NAS for Clunkers: How to turn that old PC into a high tech Network Storage, Web Server, and Torrent Server

“iSCSI uses TCP/IP (typically TCP ports 860 and 3260). In essence, iSCSI simply allows two hosts to negotiate and then exchange SCSI commands using IP networks.

By doing this iSCSI takes a popular high-performance local storage bus and emulates it over wide-area networks, creating a storage area network (SAN). Unlike some SAN protocols, iSCSI requires no dedicated cabling; it can be run over existing switching and IP infrastructure.

As a result, iSCSI is often seen as a low-cost alternative to Fibre Channel, which requires dedicated infrastructure.”


The Further Adventures….

Further adventures with FreeNAS running on a PC Clunker tucked away in the basement…

I decided to try to get iSCSI to work in FreeNAS.  Both Windows Vista and Windows 7 has built-in support for iSCSI.

What is iSCSI?

What is iSCSI?  In a few words, iSCSI is the SCSI protocol over an IP network.

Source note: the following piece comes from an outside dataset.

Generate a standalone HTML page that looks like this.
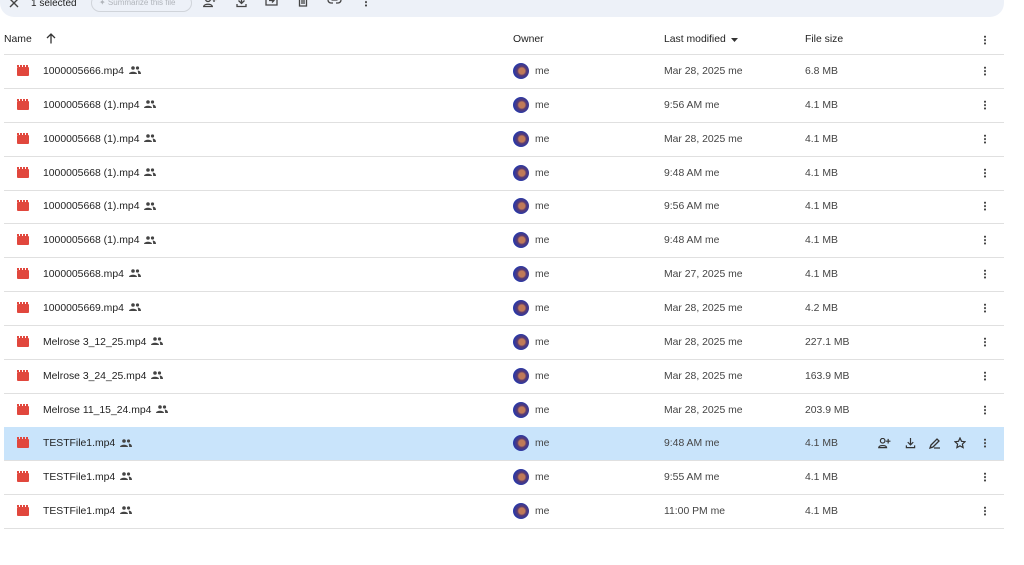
<!DOCTYPE html><html><head><style>
body{margin:0;width:1024px;height:565px;background:#fff;font-family:"Liberation Sans",sans-serif;overflow:hidden;position:relative;color:#1f1f1f}
.bar{position:absolute;left:0;top:-10px;width:1004px;height:27px;background:#edf1f8;border-radius:0 0 14px 14px}
.t{position:absolute;font-size:10.4px;white-space:nowrap}
.hdr{position:absolute;left:4px;top:54px;width:1000px;border-top:1px solid #e0e0e0}
.row{position:absolute;left:4px;width:1000px;height:33px;border-bottom:1px solid #e0e0e0}
.row.sel{background:#c9e4fb}
.ic{position:absolute;left:13px;top:12px;width:12px;height:9px;background:#e1473d;border-radius:1px}
.ic:before{content:"";position:absolute;left:0;top:-2px;width:12px;height:2px;background:repeating-linear-gradient(90deg,#e1473d 0 2px,transparent 2px 3px)}
.av{position:absolute;left:509px;top:8px;width:16px;height:16px;border-radius:50%;background:radial-gradient(circle at 55% 50%,#c07a58 0 3px,#5a3a70 4.5px,#2838a8 8px)}
.dots{position:absolute;left:980px;top:11px;width:2px;height:10px;background:radial-gradient(circle,#444 0.9px,transparent 1.2px) 0 0/2px 3.4px}
svg{position:absolute}
.sh{position:relative;display:inline-block;vertical-align:middle;margin-left:5px;top:-1px}
</style></head><body>
<div class="bar"></div>
<svg style="left:9px;top:-2px" width="10" height="10" viewBox="0 0 10 10"><path d="M1 1L9 9M9 1L1 9" stroke="#444" stroke-width="1.4"/></svg>
<div class="t" style="left:31px;top:-2px;font-size:10px">1 selected</div>
<div style="position:absolute;left:91px;top:-6px;width:99px;height:16px;border:1px solid #d0d4da;border-radius:9px"></div>
<div class="t" style="left:99px;top:-2px;font-size:8px;color:#b0b4ba">✦ Summarize this file</div>
<svg style="left:203px;top:-4px" width="14" height="12" viewBox="0 0 14 12"><circle cx="5" cy="3" r="2.5" fill="none" stroke="#444" stroke-width="1.3"/><path d="M0.7 10.5C1 7.5 9 7.5 9.3 10.5Z" fill="none" stroke="#444" stroke-width="1.3"/><path d="M11 1v5M8.5 3.5h5" stroke="#444" stroke-width="1.3"/></svg>
<svg style="left:236px;top:-4px" width="11" height="12" viewBox="0 0 11 12"><path d="M5.5 0v7M2.5 4.5l3 3 3-3M1 8v2.5h9V8" fill="none" stroke="#444" stroke-width="1.3"/></svg>
<svg style="left:265px;top:-4px" width="13" height="12" viewBox="0 0 13 12"><path d="M1 0v9h11V0M4 4.5h5M7 2.5l2 2-2 2" fill="none" stroke="#444" stroke-width="1.3"/></svg>
<svg style="left:298px;top:-4px" width="10" height="12" viewBox="0 0 10 12"><path d="M1.5 0v10h7V0M4 2v6M6 2v6" fill="none" stroke="#444" stroke-width="1.3"/></svg>
<svg style="left:327px;top:-4px" width="15" height="10" viewBox="0 0 15 10"><path d="M6 1H4a3 3 0 000 6h2M9 1h2a3 3 0 010 6H9M4.5 4h6" fill="none" stroke="#444" stroke-width="1.3"/></svg>
<div class="dots" style="left:365px;top:-3px"></div>
<div class="t" style="left:4px;top:34px">Name</div>
<svg style="left:46px;top:33px" width="10" height="11" viewBox="0 0 10 11"><path d="M5 10.5V1M1 5l4-4 4 4" fill="none" stroke="#333" stroke-width="1.3"/></svg>
<div class="t" style="left:513px;top:34px">Owner</div>
<div class="t" style="left:664px;top:34px">Last modified</div>
<svg style="left:731px;top:38px" width="7" height="4" viewBox="0 0 7 4"><path d="M0 0h7L3.5 4z" fill="#333"/></svg>
<div class="t" style="left:805px;top:34px">File size</div>
<div class="dots" style="left:984px;top:35px"></div>
<div class="hdr"></div>
<div id="r"></div>
<script>
var sh='<svg class="sh" width="12" height="8" viewBox="0 0 12 8"><circle cx="4" cy="2" r="1.8" fill="#444"/><circle cx="8.5" cy="2" r="1.6" fill="#444"/><path d="M0 8c0-3 8-3 8 0z" fill="#444"/><path d="M8.6 4.6c1.6 0 3.4.8 3.4 3.4H9.2c0-1.4-.3-2.6-.6-3.4z" fill="#444"/></svg>';
var d=[["1000005666.mp4","Mar 28, 2025 me","6.8 MB"],["1000005668 (1).mp4","9:56 AM me","4.1 MB"],["1000005668 (1).mp4","Mar 28, 2025 me","4.1 MB"],["1000005668 (1).mp4","9:48 AM me","4.1 MB"],["1000005668 (1).mp4","9:56 AM me","4.1 MB"],["1000005668 (1).mp4","9:48 AM me","4.1 MB"],["1000005668.mp4","Mar 27, 2025 me","4.1 MB"],["1000005669.mp4","Mar 28, 2025 me","4.2 MB"],["Melrose 3_12_25.mp4","Mar 28, 2025 me","227.1 MB"],["Melrose 3_24_25.mp4","Mar 28, 2025 me","163.9 MB"],["Melrose 11_15_24.mp4","Mar 28, 2025 me","203.9 MB"],["TESTFile1.mp4","9:48 AM me","4.1 MB"],["TESTFile1.mp4","9:55 AM me","4.1 MB"],["TESTFile1.mp4","11:00 PM me","4.1 MB"]];
var acts='<svg style="left:874px;top:11px" width="13" height="11" viewBox="0 0 14 12"><circle cx="5" cy="3" r="2.5" fill="none" stroke="#333" stroke-width="1.3"/><path d="M0.7 10.5C1 7.5 9 7.5 9.3 10.5Z" fill="none" stroke="#333" stroke-width="1.3"/><path d="M11 1v5M8.5 3.5h5" stroke="#333" stroke-width="1.3"/></svg>'+
'<svg style="left:901px;top:11px" width="11" height="11" viewBox="0 0 11 12"><path d="M5.5 0v7M2.5 4.5l3 3 3-3M1 8v2.5h9V8" fill="none" stroke="#333" stroke-width="1.3"/></svg>'+
'<svg style="left:925px;top:11px" width="12" height="11" viewBox="0 0 12 11"><path d="M1 10l1-3 6-6 2 2-6 6zM5 10h6" fill="none" stroke="#333" stroke-width="1.3"/></svg>'+
'<svg style="left:950px;top:10px" width="12" height="12" viewBox="0 0 12 12"><path d="M6 1l1.5 3.3 3.5.4-2.6 2.4.7 3.5L6 8.8 2.9 10.6l.7-3.5L1 4.7l3.5-.4z" fill="none" stroke="#333" stroke-width="1.2"/></svg>';
var h="";d.forEach(function(r,i){var y=55+i*33.85;
h+='<div class="row'+(i==11?' sel':'')+'" style="top:'+y+'px"><div class="ic"></div><div class="t" style="left:39px;top:11px">'+r[0]+sh+'</div><div class="av"></div><div class="t" style="left:531px;top:11px;color:#444">me</div><div class="t" style="left:660px;top:11px;color:#444">'+r[1]+'</div><div class="t" style="left:801px;top:11px;color:#444">'+r[2]+'</div><div class="dots"></div>'+(i==11?acts:'')+'</div>';});
document.getElementById("r").innerHTML=h;
</script>
</body></html>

And what is SCSI?  SCSI is a protocol that a computer can use to talk to peripherals of all kinds.

The Apple Mac used SCSI a long time ago while PC people were fumbling with IRQ’s and DMA settings to get their peripherials to work.

SCSI is easy and Apple CEO Steve Jobs made a good choice to use SCSI attached peripherals for the Mac back in 1984.

What can iSCSI do for you?

So, enough of that.  What can iSCSI and FreeNAS do for you?  What it can do is make a chunk of storage on a network look like a local disk on your PC.  Why would you want to do this?  Keep reading.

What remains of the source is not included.